▶ [Pages as source code]:
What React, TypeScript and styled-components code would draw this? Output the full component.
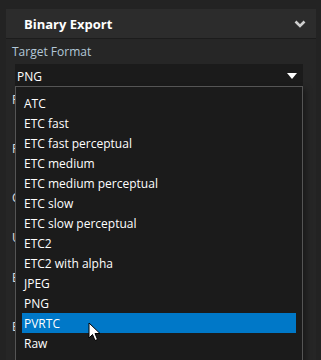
import styled, { createGlobalStyle } from "styled-components";

const GlobalStyle = createGlobalStyle`
  html, body {
    margin: 0;
    padding: 0;
    background: #232323;
    font-family: "Segoe UI", "Open Sans", "Noto Sans", sans-serif;
    -webkit-font-smoothing: antialiased;
  }
`

const Screen = styled.div`
  position: relative;
  width: 321px;
  height: 360px;
  overflow: hidden;
  background: #232323;
`

const Section = styled.div`
  margin: 9px 5px 0 6px;
  height: 351px;
  background: #262626;
`

const Header = styled.div`
  height: 30px;
  display: flex;
  align-items: center;
  justify-content: space-between;
  padding: 0 10px 0 18px;
  background: #2c2c2c;
  border-bottom: 1px solid #1c1c1c;
  box-sizing: border-box;
  color: #ffffff;
  font-size: 13px;
  font-weight: 700;
`

const Body = styled.div`
  position: relative;
  padding: 3px 0 0 6px;
`

const Label = styled.div<{ $gap?: number }>`
  height: 20px;
  line-height: 20px;
  font-size: 12px;
  color: #b3c8d8;
  margin-top: ${p => p.$gap ?? 0}px;
`

// labels covered by the open popup: only their first stroke shows
const CoveredLabel = styled(Label)`
  width: 9px;
  overflow: hidden;
  white-space: nowrap;
  color: #e6e6e6;
`

const Select = styled.div`
  margin: 2px 0 0 3px;
  width: 288px;
  height: 24px;
  display: flex;
  align-items: center;
  justify-content: space-between;
  padding: 0 6px 0 2px;
  box-sizing: border-box;
  background: #1b1b1b;
  color: #ffffff;
  font-size: 12px;
`

const Popup = styled.div`
  position: absolute;
  left: 15px;
  top: 86px;
  width: 288px;
  height: 280px;
  box-sizing: border-box;
  background: #1b1b1b;
  border: 1px solid #555555;
  padding: 6px 6px 0 6px;
  box-shadow: 3px 3px 6px rgba(0, 0, 0, 0.35);
`

const Option = styled.div<{ $active?: boolean }>`
  height: 20px;
  line-height: 22px;
  overflow: hidden;
  padding-left: 2px;
  font-size: 12px;
  color: #ffffff;
  background: ${p => (p.$active ? "#0078c8" : "transparent")};
`

const Cursor = styled.svg`
  position: absolute;
  left: 88px;
  top: 322px;
`

const options = [
  "ATC",
  "ETC fast",
  "ETC fast perceptual",
  "ETC medium",
  "ETC medium perceptual",
  "ETC slow",
  "ETC slow perceptual",
  "ETC2",
  "ETC2 with alpha",
  "JPEG",
  "PNG",
  "PVRTC",
  "Raw",
]

const hiddenLabels = [
  { text: "P", gap: 2 },
  { text: "P", gap: 29 },
  { text: "C", gap: 29 },
  { text: "U", gap: 20 },
  { text: "E", gap: 20 },
  { text: "E", gap: 29 },
]

export default function App() {
  return (
    <Screen>
      <GlobalStyle />
      <Section>
        <Header>
          <span>Binary Export</span>
          <svg width="12" height="8" viewBox="0 0 12 8">
            <path d="M1.5 1.5 L6 6 L10.5 1.5" fill="none" stroke="#cfcfcf" strokeWidth="2.6" />
          </svg>
        </Header>
        <Body>
          <Label>Target Format</Label>
          <Select>
            <span>PNG</span>
            <svg width="10" height="6" viewBox="0 0 10 6">
              <path d="M0 0 H10 L5 6 Z" fill="#ffffff" />
            </svg>
          </Select>
          {hiddenLabels.map((l, i) => (
            <CoveredLabel key={i} $gap={l.gap}>{l.text}</CoveredLabel>
          ))}
        </Body>
      </Section>
      <Popup>
        {options.map(o => (
          <Option key={o} $active={o === "PVRTC"}>{o}</Option>
        ))}
      </Popup>
      <Cursor width="13" height="20" viewBox="0 0 13 20">
        <path d="M1 1 V16 L4.5 12.5 L7 18.5 L9.5 17.5 L7 11.5 H12 Z" fill="#ffffff" stroke="#000000" strokeWidth="1" />
      </Cursor>
    </Screen>
  )
}
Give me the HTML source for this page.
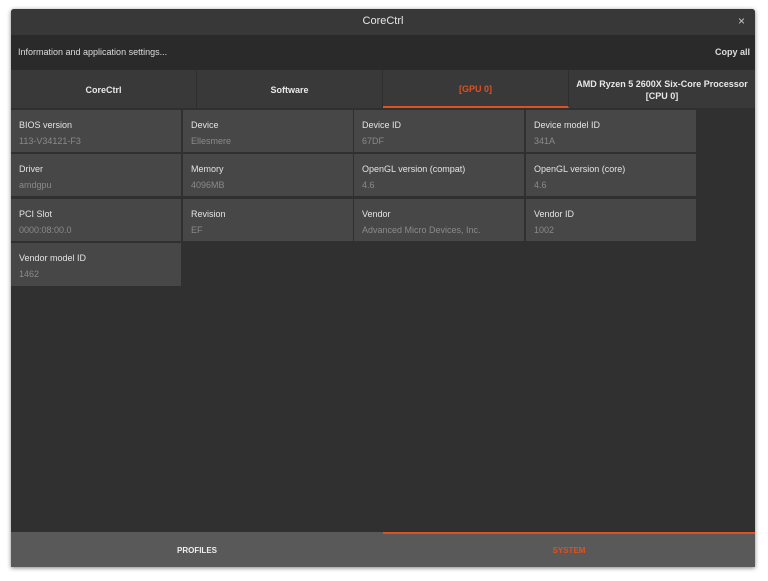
<!DOCTYPE html>
<html><head><style>
body{margin:0;width:768px;height:581px;background:#fff;position:relative;font-family:"Liberation Sans",sans-serif;overflow:hidden}
.win{position:absolute;left:11px;top:9px;width:744px;height:558px;background:#303030;box-shadow:0 1px 4px rgba(0,0,0,.5);border-radius:3px 3px 0 0;overflow:hidden}
.title{position:absolute;left:0;top:0;width:744px;height:26px;background:#383838;color:#e6e6e6;font-size:11px;text-align:center;line-height:25px}
.x{position:absolute;right:10px;top:0;color:#ccc;font-size:12px}
.info{position:absolute;top:26px;left:0;width:744px;height:35px;background:#2a2a2a;color:#ddd;font-size:9px;line-height:35px}
.tabs{position:absolute;top:61px;left:0;width:744px;height:38px;background:#393939}
.tab{position:absolute;top:0;height:38px;padding-top:1px;display:flex;align-items:center;justify-content:center;text-align:center;color:#e8e8e8;font-size:9px;font-weight:bold;border-right:1px solid #2e2e2e;box-sizing:border-box}
.cell{position:absolute;background:#474747;width:170px;height:42px;box-sizing:border-box;padding:10px 8px}
.cell .l{color:#e4e4e4;font-size:9px}
.cell .v{color:#8a8a8a;font-size:9px;margin-top:6px}
.bot{position:absolute;left:0;top:523px;width:744px;height:35px;background:#595959}
.bot div{position:absolute;top:0;width:372px;height:35px;line-height:37px;text-align:center;font-size:8px;font-weight:bold}
</style></head><body>
<div class="win">
<div class="title">CoreCtrl<span class="x">×</span></div>
<div class="info"><span style="position:absolute;left:7px">Information and application settings...</span><span style="position:absolute;right:5px;font-weight:bold">Copy all</span></div>
<div class="tabs">
<div class="tab" style="left:0;width:186px">CoreCtrl</div>
<div class="tab" style="left:186px;width:186px">Software</div>
<div class="tab" style="left:372px;width:186px;color:#e0511f;border-bottom:2px solid #e0511f">[GPU 0]</div>
<div class="tab" style="left:558px;width:186px;border:0;line-height:12px">AMD Ryzen 5 2600X Six-Core Processor<br>[CPU 0]</div>
</div>
<div class="cell" style="left:0;top:101px"><div class="l">BIOS version</div><div class="v">113-V34121-F3</div></div>
<div class="cell" style="left:172px;top:101px"><div class="l">Device</div><div class="v">Ellesmere</div></div>
<div class="cell" style="left:343px;top:101px"><div class="l">Device ID</div><div class="v">67DF</div></div>
<div class="cell" style="left:515px;top:101px"><div class="l">Device model ID</div><div class="v">341A</div></div>
<div class="cell" style="left:0;top:145px"><div class="l">Driver</div><div class="v">amdgpu</div></div>
<div class="cell" style="left:172px;top:145px"><div class="l">Memory</div><div class="v">4096MB</div></div>
<div class="cell" style="left:343px;top:145px"><div class="l">OpenGL version (compat)</div><div class="v">4.6</div></div>
<div class="cell" style="left:515px;top:145px"><div class="l">OpenGL version (core)</div><div class="v">4.6</div></div>
<div class="cell" style="left:0;top:190px"><div class="l">PCI Slot</div><div class="v">0000:08:00.0</div></div>
<div class="cell" style="left:172px;top:190px"><div class="l">Revision</div><div class="v">EF</div></div>
<div class="cell" style="left:343px;top:190px"><div class="l">Vendor</div><div class="v">Advanced Micro Devices, Inc.</div></div>
<div class="cell" style="left:515px;top:190px"><div class="l">Vendor ID</div><div class="v">1002</div></div>
<div class="cell" style="left:0;top:234px;height:43px"><div class="l">Vendor model ID</div><div class="v">1462</div></div>
<div class="bot"><div style="left:0;color:#eee">PROFILES</div><div style="left:372px;color:#e0511f;border-top:2px solid #e0511f;box-sizing:border-box;line-height:33px">SYSTEM</div></div>
</div>
</body></html>
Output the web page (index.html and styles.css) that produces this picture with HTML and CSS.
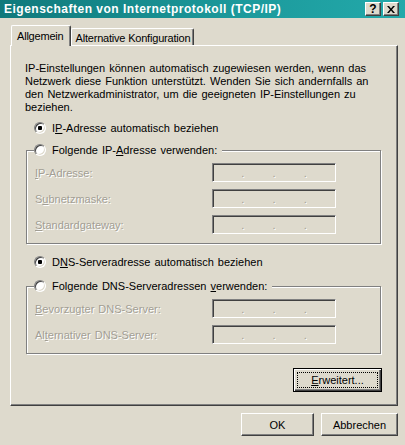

▶ [WHAT IS REQUIRED]:
Extract every line above containing the word "this".

▶ [TASK RESPONSE]:
What React, TypeScript and styled-components code would draw this? Output the full component.
Give me the HTML source for this page.
Output the web page (index.html and styles.css) that produces this picture with HTML and CSS.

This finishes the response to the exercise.